By Ogova Ondego
Published November 1, 2008
When Anglican Archbishop Desmond Tutu coined the term ‘Rainbow Nation’ in reference to South Africa, he may as well have been referring to Cape Town and its environs as captured in The Fairest Cape, a travel and tourism book on Cape Town and the Western Cape Province of South Africa.
Any one who has been to Cape Town and reads this book is likely to lapse into precious memories. On the other hand, any one who hasn’t been to the Western Cape and reads this book is likely to be drawn to the attractions of the southern tip of Africa. So, my advice is that you don’t read this book if you do not want to fall in love with the cityscape of Cape Town’s CBD, the famed flat-topped Table Mountain, the breathtaking Winelands and the Overberg and Little Karoo!
While I do not wish to sound like a marketer, I can nevertheless say The Fairest Cape is an example of a good travel book whose well written text blends well with well taken, captivating colourful pictures of an equally great location.
Gifted with a flair for words and descriptions, writer Sean Fraser makes the Western Cape Province of South Africa sound like the dreamt-for paradise that many of us long for. This, coupled with great tourism photography of Zimbabwe-born photographer Mark Skinner, may give the reader a giddy feeling. The writer/photographer team captures the cultures of the various people ranging from the ancient Khoisan to the descendants of the slaves from Malaysia, Indonesia and Sri Lanka, all the way to that of the cosmopolitan citizens of the 21st century.
If you are like me, some of the photographs that are likely to captivate you most are those of the beach at Bloubergstrand, the Kirstenbosch National Botanical Gardens, the Italian Renaissance-styled Cape Town City Hall, Cape Dutch architecture, V & A Waterfront, Table Mountain, the informal trading stalls dotting the quaint, old cobbled corners of the hip and trendy modern Mother City, the street musicians, fire eaters, mime artists, hand-painted fabrics and roughly hewn sculptures, and the Victorian, Edwardian, and Georgian-style architecture of Cape Town.

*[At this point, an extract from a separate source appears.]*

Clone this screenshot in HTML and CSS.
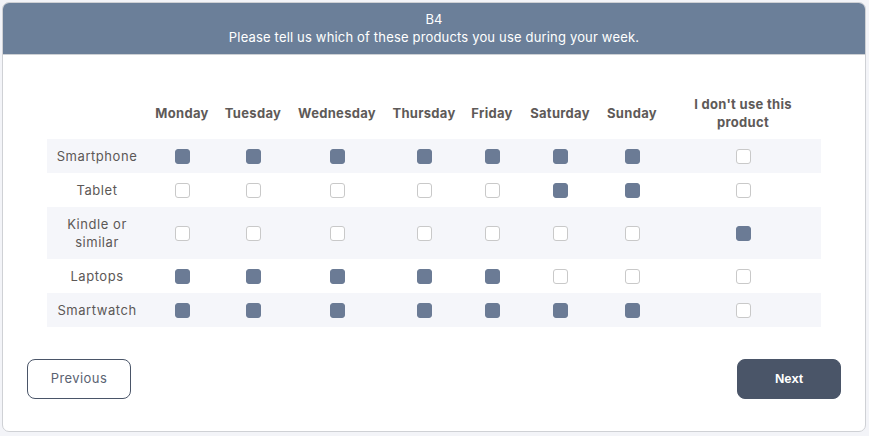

After a general but colourful introduction running eight pages on The Fairest Cape, this book on high quality art paper proceeds to tackle the entire Western Cape in seven other chapters: The Mother City, Table Mountain, The Waterfront, The Peninsula, The Winelands, The West Coast, The Overberg and Little Karoo, and The Garden Route.

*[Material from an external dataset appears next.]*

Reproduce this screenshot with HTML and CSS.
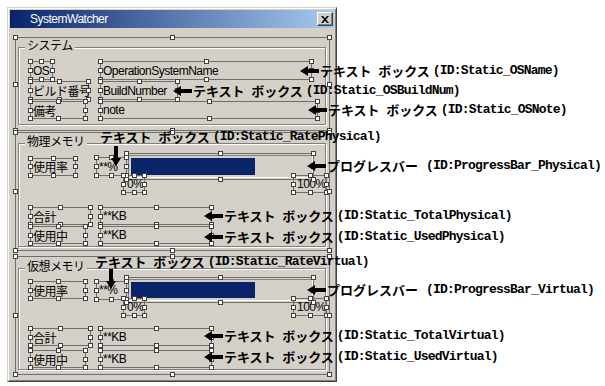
FILE: index.html
```html
<!DOCTYPE html>
<html lang="ja">
<head>
<meta charset="utf-8">
<title>SystemWatcher</title>
<link rel="stylesheet" href="styles.css">
</head>
<body>
<div class="page">
  <div class="win">
    <div class="titlebar">
      <span class="title">SystemWatcher</span>
      <span class="close"><svg width="8" height="7" viewBox="0 0 8 7"><path d="M0 0h2l2 2.3 2-2.3h2L5 3.5 8 7H6L4 4.7 2 7H0l3-3.5z" fill="#000"/></svg></span>
    </div>
    <div class="client">
      <div class="ctl grp g-sys">
        <div class="frame f-sys">
          <span class="legend">システム</span>
          <div class="form">
            <div class="ctl w23">OS</div>
            <div class="ctl w212">OperationSystemName</div>
            <div class="ctl w59">ビルド番号</div>
            <div class="ctl w78">BuildNumber</div>
            <div class="ctl w56 h18">備考</div>
            <div class="ctl w218 h18">note</div>
          </div>
        </div>
      </div>

      <div class="ctl grp g-phys">
        <div class="frame f-phys">
          <span class="legend">物理メモリ</span>
          <div class="rate">
            <div class="ctl w46 h18">使用率</div>
            <div class="ctl pct">**%</div>
            <div class="ctl prog"><div class="bar"><div class="fill" style="width:69%"></div></div></div>
          </div>
          <div class="scale">
            <div class="ctl s0">0%</div>
            <div class="ctl s100">100%</div>
          </div>
          <div class="form mem">
            <div class="ctl w61">合計</div>
            <div class="ctl w112">**KB</div>
            <div class="ctl w56">使用中</div>
            <div class="ctl w112">**KB</div>
          </div>
        </div>
      </div>

      <div class="ctl grp g-virt">
        <div class="frame f-virt">
          <span class="legend">仮想メモリ</span>
          <div class="rate">
            <div class="ctl w56 h18">使用率</div>
            <div class="ctl pct">**%</div>
            <div class="ctl prog"><div class="bar"><div class="fill" style="width:69%"></div></div></div>
          </div>
          <div class="scale">
            <div class="ctl s0">0%</div>
            <div class="ctl s100">100%</div>
          </div>
          <div class="form mem">
            <div class="ctl w61">合計</div>
            <div class="ctl w112">**KB</div>
            <div class="ctl w56">使用中</div>
            <div class="ctl w112">**KB</div>
          </div>
        </div>
      </div>
    </div>
  </div>

  <div class="note n1"><svg class="arrow" viewBox="0 0 19 10"><polygon points="0,5 8,0 8,3 19,3 19,7 8,7 8,10"/></svg><span class="jp">テキスト ボックス</span><span class="id">(ID:Static_OSName)</span></div>
  <div class="note n2"><svg class="arrow" viewBox="0 0 19 10"><polygon points="0,5 8,0 8,3 19,3 19,7 8,7 8,10"/></svg><span class="jp">テキスト ボックス</span><span class="id">(ID:Static_OSBuildNum)</span></div>
  <div class="note n3"><svg class="arrow" viewBox="0 0 19 10"><polygon points="0,5 8,0 8,3 19,3 19,7 8,7 8,10"/></svg><span class="jp">テキスト ボックス</span><span class="id">(ID:Static_OSNote)</span></div>
  <div class="note n4"><span class="jp">テキスト ボックス</span><span class="id">(ID:Static_RatePhysical)</span></div>
  <svg class="darrow d1" viewBox="0 0 10 20"><polygon points="3,0 7,0 7,12 10,12 5,20 0,12 3,12"/></svg>
  <div class="note n5"><svg class="arrow" viewBox="0 0 19 10"><polygon points="0,5 8,0 8,3 19,3 19,7 8,7 8,10"/></svg><span class="jp">プログレスバー</span><span class="id gap">(ID:ProgressBar_Physical)</span></div>
  <div class="note n6"><svg class="arrow" viewBox="0 0 19 10"><polygon points="0,5 8,0 8,3 19,3 19,7 8,7 8,10"/></svg><span class="jp">テキスト ボックス</span><span class="id">(ID:Static_TotalPhysical)</span></div>
  <div class="note n7"><svg class="arrow" viewBox="0 0 19 10"><polygon points="0,5 8,0 8,3 19,3 19,7 8,7 8,10"/></svg><span class="jp">テキスト ボックス</span><span class="id">(ID:Static_UsedPhysical)</span></div>
  <div class="note n8"><span class="jp">テキスト ボックス</span><span class="id">(ID:Static_RateVirtual)</span></div>
  <svg class="darrow d2" viewBox="0 0 10 20"><polygon points="3,0 7,0 7,12 10,12 5,20 0,12 3,12"/></svg>
  <div class="note n9"><svg class="arrow" viewBox="0 0 19 10"><polygon points="0,5 8,0 8,3 19,3 19,7 8,7 8,10"/></svg><span class="jp">プログレスバー</span><span class="id gap">(ID:ProgressBar_Virtual)</span></div>
  <div class="note n10"><svg class="arrow" viewBox="0 0 19 10"><polygon points="0,5 8,0 8,3 19,3 19,7 8,7 8,10"/></svg><span class="jp">テキスト ボックス</span><span class="id">(ID:Static_TotalVirtual)</span></div>
  <div class="note n11"><svg class="arrow" viewBox="0 0 19 10"><polygon points="0,5 8,0 8,3 19,3 19,7 8,7 8,10"/></svg><span class="jp">テキスト ボックス</span><span class="id">(ID:Static_UsedVirtual)</span></div>
</div>
</body>
</html>
```

FILE: styles.css
```css
html, body {
  margin: 0;
  background: #fff;
}

.page {
  position: relative;
  box-sizing: border-box;
  width: 605px;
  height: 386px;
  padding: 7px 0 0 7px;
  overflow: hidden;
  font-family: "Liberation Sans", "Noto Sans CJK JP", sans-serif;
  font-size: 12px;
  color: #000;
}

/* ---------- window chrome ---------- */
.win {
  box-sizing: border-box;
  width: 330px;
  height: 375px;
  padding: 2px;
  border: 1px solid;
  border-color: #d4d0c8 #404040 #404040 #d4d0c8;
  box-shadow: inset 1px 1px 0 #fff, inset -1px -1px 0 #808080;
  background: #d4d0c8;
  display: flex;
  flex-direction: column;
}

.titlebar {
  flex: none;
  height: 18px;
  display: flex;
  align-items: center;
  padding-left: 20px;
  background: linear-gradient(90deg, #0a246a, #a6caf0);
}

.title {
  color: #fff;
  font-size: 12px;
  letter-spacing: -0.5px;
  line-height: 18px;
}

.close {
  box-sizing: border-box;
  margin-left: auto;
  margin-right: 1px;
  width: 16px;
  height: 14px;
  display: flex;
  align-items: center;
  justify-content: center;
  background: #d4d0c8;
  border: 1px solid;
  border-color: #fff #404040 #404040 #fff;
  box-shadow: inset -1px -1px 0 #808080;
}

.client {
  flex: 1;
  padding: 9px 0 0 5px;
}

/* ---------- selected control (dialog editor) ---------- */
.ctl {
  position: relative;
  box-sizing: border-box;
  border: 1px solid #6e6e6e;
  display: flex;
  align-items: center;
  padding: 0 2px;
  white-space: nowrap;
  letter-spacing: -0.5px;
}

.ctl::after {
  content: "";
  position: absolute;
  inset: -3px;
  pointer-events: none;
  z-index: 2;
  background:
    linear-gradient(#fff, #fff) left 1px top 1px / 3px 3px no-repeat,
    linear-gradient(#fff, #fff) left 50% top 1px / 3px 3px no-repeat,
    linear-gradient(#fff, #fff) right 1px top 1px / 3px 3px no-repeat,
    linear-gradient(#fff, #fff) left 1px top 50% / 3px 3px no-repeat,
    linear-gradient(#fff, #fff) right 1px top 50% / 3px 3px no-repeat,
    linear-gradient(#fff, #fff) left 1px bottom 1px / 3px 3px no-repeat,
    linear-gradient(#fff, #fff) left 50% bottom 1px / 3px 3px no-repeat,
    linear-gradient(#fff, #fff) right 1px bottom 1px / 3px 3px no-repeat,
    linear-gradient(#404040, #404040) 0 0 / 5px 5px no-repeat,
    linear-gradient(#404040, #404040) 50% 0 / 5px 5px no-repeat,
    linear-gradient(#404040, #404040) 100% 0 / 5px 5px no-repeat,
    linear-gradient(#404040, #404040) 0 50% / 5px 5px no-repeat,
    linear-gradient(#404040, #404040) 100% 50% / 5px 5px no-repeat,
    linear-gradient(#404040, #404040) 0 100% / 5px 5px no-repeat,
    linear-gradient(#404040, #404040) 50% 100% / 5px 5px no-repeat,
    linear-gradient(#404040, #404040) 100% 100% / 5px 5px no-repeat;
}

/* ---------- group boxes ---------- */
.grp {
  display: block;
  padding: 0;
  width: 315px;
}

.g-sys { height: 94px; }
.g-phys { height: 119px; margin-top: 1px; }
.g-virt { height: 119px; margin-top: 5px; }

.frame {
  position: relative;
  box-sizing: border-box;
  width: 308px;
  margin-left: 2px;
  padding-left: 11px;
  border: 1px solid #808080;
  box-shadow: inset 1px 1px 0 #fff, 1px 1px 0 #fff;
}

.f-sys { margin-top: 9px; height: 78px; padding-top: 13px; }
.f-phys { margin-top: 10px; height: 104px; padding-top: 9px; }
.f-virt { margin-top: 11px; height: 102px; padding-top: 8px; }

.legend {
  position: absolute;
  left: 6px;
  top: -9px;
  padding: 0 2px;
  line-height: 14px;
  background: #d4d0c8;
  letter-spacing: -0.5px;
}

/* ---------- label / value grids ---------- */
.form {
  display: grid;
  grid-template-columns: 70px max-content;
  row-gap: 1px;
  align-items: start;
  justify-items: start;
}

.form .ctl { height: 19px; }
.form .h18 { height: 18px; }

.mem { margin-top: 14px; }
.mem .ctl { height: 18px; }
.f-virt .mem { margin-top: 12px; row-gap: 4px; }

.w23 { width: 23px; }
.w46 { width: 46px; }
.w56 { width: 56px; }
.w59 { width: 59px; }
.w61 { width: 61px; }
.w78 { width: 78px; }
.w112 { width: 112px; }
.w212 { width: 212px; }
.w218 { width: 218px; }
.h18 { height: 18px; }

/* ---------- usage rate row ---------- */
.rate {
  display: grid;
  grid-template-columns: 66px 30px auto;
  grid-template-rows: 27px;
  align-items: center;
  justify-items: start;
}

.f-virt .rate { grid-template-rows: 26px; }

.pct {
  width: 31px;
  height: 19px;
}

.prog {
  align-self: stretch;
  width: 188px;
  padding: 1px 0 1px 1px;
  align-items: stretch;
}

.bar {
  flex: 1;
  box-sizing: border-box;
  padding: 2px;
  border: 1px solid;
  border-color: #808080 #fff #fff #808080;
  display: flex;
}

.fill {
  background: #0a246a;
}

.scale {
  display: flex;
  margin-top: -5px;
}

.s0 {
  margin-left: 93px;
  width: 22px;
  height: 18px;
  padding-left: 3px;
}

.s100 {
  margin-left: 148px;
  width: 34px;
  height: 18px;
  padding-left: 3px;
}

/* ---------- annotations ---------- */
.note {
  position: absolute;
  z-index: 5;
  display: flex;
  align-items: center;
  height: 14px;
  font-size: 13px;
  font-weight: bold;
  line-height: 14px;
  white-space: nowrap;
  color: #000;
}

.note .jp {
  font-family: "Noto Sans CJK JP", sans-serif;
  word-spacing: 3.6px;
}

.note .id {
  margin-left: 3px;
  font-family: "Liberation Mono", monospace;
  letter-spacing: -0.8px;
}

.note .gap {
  margin-left: 8px;
}

.arrow {
  flex: none;
  width: 19px;
  height: 10px;
  margin-right: 1px;
  fill: #000;
}

.darrow {
  position: absolute;
  z-index: 5;
  width: 10px;
  height: 20px;
  fill: #000;
}

.n1 { left: 300px; top: 64px; }
.n2 { left: 173px; top: 84px; }
.n3 { left: 308px; top: 103px; }
.n4 { left: 100px; top: 130px; }
.n5 { left: 307px; top: 159px; }
.n6 { left: 204px; top: 209px; }
.n7 { left: 204px; top: 230px; }
.n8 { left: 95px; top: 255px; }
.n9 { left: 307px; top: 283px; }
.n10 { left: 204px; top: 329px; }
.n11 { left: 204px; top: 350px; }

.d1 { left: 111px; top: 146px; }
.d2 { left: 106px; top: 269px; }
```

The Cape, The Fairest Cape says, had been settled by the Khoisan for 10 millennia long before the world’s great empires and military powers sent out explorers and soldiers to lay claim on the most productive and most beautiful lands, seas and islands.

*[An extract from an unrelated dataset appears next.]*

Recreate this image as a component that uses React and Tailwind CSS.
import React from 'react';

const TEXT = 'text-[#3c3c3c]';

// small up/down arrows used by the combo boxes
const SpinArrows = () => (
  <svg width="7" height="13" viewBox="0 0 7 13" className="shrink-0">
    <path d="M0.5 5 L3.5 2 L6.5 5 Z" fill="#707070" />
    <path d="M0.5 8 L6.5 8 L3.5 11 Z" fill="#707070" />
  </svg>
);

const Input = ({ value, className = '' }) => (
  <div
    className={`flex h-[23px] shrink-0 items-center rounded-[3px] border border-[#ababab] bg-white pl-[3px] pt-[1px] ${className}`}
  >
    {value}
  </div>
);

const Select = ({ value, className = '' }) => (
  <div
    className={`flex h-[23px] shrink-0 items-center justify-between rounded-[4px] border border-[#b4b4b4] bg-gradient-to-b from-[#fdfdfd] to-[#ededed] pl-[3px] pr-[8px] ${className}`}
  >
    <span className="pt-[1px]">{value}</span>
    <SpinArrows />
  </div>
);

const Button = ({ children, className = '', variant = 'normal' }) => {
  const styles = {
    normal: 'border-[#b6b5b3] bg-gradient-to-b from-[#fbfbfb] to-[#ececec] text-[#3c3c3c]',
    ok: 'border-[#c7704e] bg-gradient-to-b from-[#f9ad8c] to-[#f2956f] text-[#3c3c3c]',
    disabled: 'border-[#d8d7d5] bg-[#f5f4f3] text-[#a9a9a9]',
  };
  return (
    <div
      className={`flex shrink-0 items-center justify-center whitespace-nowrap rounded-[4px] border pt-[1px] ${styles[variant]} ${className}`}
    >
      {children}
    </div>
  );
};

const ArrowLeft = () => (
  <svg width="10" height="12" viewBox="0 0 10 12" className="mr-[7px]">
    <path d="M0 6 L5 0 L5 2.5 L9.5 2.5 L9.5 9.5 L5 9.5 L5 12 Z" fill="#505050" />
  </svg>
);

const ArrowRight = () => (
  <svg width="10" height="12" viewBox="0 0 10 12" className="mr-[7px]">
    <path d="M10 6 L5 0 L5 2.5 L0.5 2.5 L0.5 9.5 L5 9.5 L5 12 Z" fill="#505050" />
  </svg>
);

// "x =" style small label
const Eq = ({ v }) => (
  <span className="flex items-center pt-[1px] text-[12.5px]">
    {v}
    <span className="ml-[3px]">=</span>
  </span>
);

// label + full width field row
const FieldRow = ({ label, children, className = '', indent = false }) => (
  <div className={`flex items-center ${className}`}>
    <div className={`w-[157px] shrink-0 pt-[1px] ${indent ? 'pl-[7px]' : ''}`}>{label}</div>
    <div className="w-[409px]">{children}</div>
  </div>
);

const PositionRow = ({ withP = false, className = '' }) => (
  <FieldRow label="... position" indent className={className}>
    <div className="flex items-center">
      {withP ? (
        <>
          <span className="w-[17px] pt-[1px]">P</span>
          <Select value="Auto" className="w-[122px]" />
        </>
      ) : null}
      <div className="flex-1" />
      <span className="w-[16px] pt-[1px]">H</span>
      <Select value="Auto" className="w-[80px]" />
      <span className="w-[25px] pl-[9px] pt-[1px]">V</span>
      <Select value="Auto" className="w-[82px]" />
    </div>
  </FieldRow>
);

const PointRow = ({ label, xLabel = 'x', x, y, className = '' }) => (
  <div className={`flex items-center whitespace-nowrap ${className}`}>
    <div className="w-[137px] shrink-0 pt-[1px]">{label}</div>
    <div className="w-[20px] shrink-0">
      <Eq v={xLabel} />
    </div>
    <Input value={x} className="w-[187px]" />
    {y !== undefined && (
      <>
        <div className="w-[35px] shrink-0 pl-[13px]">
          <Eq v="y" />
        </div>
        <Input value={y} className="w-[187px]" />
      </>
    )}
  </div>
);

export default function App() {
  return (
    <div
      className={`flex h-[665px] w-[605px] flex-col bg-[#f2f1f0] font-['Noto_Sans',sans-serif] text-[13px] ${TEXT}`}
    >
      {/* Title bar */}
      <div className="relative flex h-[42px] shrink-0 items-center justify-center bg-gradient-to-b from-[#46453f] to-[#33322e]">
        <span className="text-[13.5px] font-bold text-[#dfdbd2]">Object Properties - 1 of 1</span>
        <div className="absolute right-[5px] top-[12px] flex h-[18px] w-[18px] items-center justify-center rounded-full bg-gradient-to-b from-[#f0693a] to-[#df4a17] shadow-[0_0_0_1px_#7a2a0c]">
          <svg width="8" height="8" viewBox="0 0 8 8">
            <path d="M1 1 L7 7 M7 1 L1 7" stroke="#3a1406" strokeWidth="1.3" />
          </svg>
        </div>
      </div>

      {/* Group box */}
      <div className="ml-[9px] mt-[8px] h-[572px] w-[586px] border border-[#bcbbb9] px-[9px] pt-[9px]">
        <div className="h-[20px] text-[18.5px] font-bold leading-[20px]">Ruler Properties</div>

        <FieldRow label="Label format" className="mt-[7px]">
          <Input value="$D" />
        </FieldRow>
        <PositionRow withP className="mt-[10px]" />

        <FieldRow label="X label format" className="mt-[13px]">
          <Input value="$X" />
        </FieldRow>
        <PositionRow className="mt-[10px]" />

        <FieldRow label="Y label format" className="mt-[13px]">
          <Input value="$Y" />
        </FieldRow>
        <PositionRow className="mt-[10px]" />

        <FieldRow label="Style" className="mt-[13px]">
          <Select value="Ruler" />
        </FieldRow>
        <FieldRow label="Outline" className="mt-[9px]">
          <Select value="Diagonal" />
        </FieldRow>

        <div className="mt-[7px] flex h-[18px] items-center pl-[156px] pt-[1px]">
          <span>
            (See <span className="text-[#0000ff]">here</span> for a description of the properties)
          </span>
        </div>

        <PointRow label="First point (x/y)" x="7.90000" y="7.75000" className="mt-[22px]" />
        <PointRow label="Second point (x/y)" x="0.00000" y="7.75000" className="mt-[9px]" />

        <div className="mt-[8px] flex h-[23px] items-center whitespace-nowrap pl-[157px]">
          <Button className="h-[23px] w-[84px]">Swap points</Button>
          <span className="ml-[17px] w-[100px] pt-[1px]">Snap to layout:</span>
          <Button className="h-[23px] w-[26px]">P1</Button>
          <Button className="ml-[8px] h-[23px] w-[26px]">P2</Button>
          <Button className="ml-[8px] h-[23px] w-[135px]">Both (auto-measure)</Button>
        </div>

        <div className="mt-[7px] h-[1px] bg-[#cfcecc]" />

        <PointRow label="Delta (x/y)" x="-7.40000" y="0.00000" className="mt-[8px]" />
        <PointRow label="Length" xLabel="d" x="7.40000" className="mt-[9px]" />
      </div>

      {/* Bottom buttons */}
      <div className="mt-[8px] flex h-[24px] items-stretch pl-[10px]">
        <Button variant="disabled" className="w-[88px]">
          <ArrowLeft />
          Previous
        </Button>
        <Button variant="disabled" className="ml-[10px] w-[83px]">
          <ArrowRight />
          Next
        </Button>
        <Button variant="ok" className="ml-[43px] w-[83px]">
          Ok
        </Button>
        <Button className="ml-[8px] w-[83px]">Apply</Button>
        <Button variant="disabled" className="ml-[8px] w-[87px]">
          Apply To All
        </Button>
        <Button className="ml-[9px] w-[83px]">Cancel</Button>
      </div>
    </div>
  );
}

The Cape Peninsula, The Fairest Cape says, remains as alluring as the days when its sandy beaches were first trod by the ancient Khoi and San.
“The natural wonder of its craggy mountain face, its salt-sprayed shore, and the lush woodlands of its interior offer one of the most picturesque vistas on the entire continent,” the book says.
Yes, Cape Town may be a modern city but it is also a happy mix of trendy city life and the gentler, laidback lifestyle that is likely to appeal to holidaymakers. The colourful and diverse cultures, heritage and magnificent scenery of this region result in an almost magical experience for the traveller.
Published by Sunbird Publishers of Cape Town, the creative team of publisher Natanya Mulholland, editor Brenda Brickman, designer Mandy McKay and production manager Andrew de Kock have done a commendable job in putting this project together.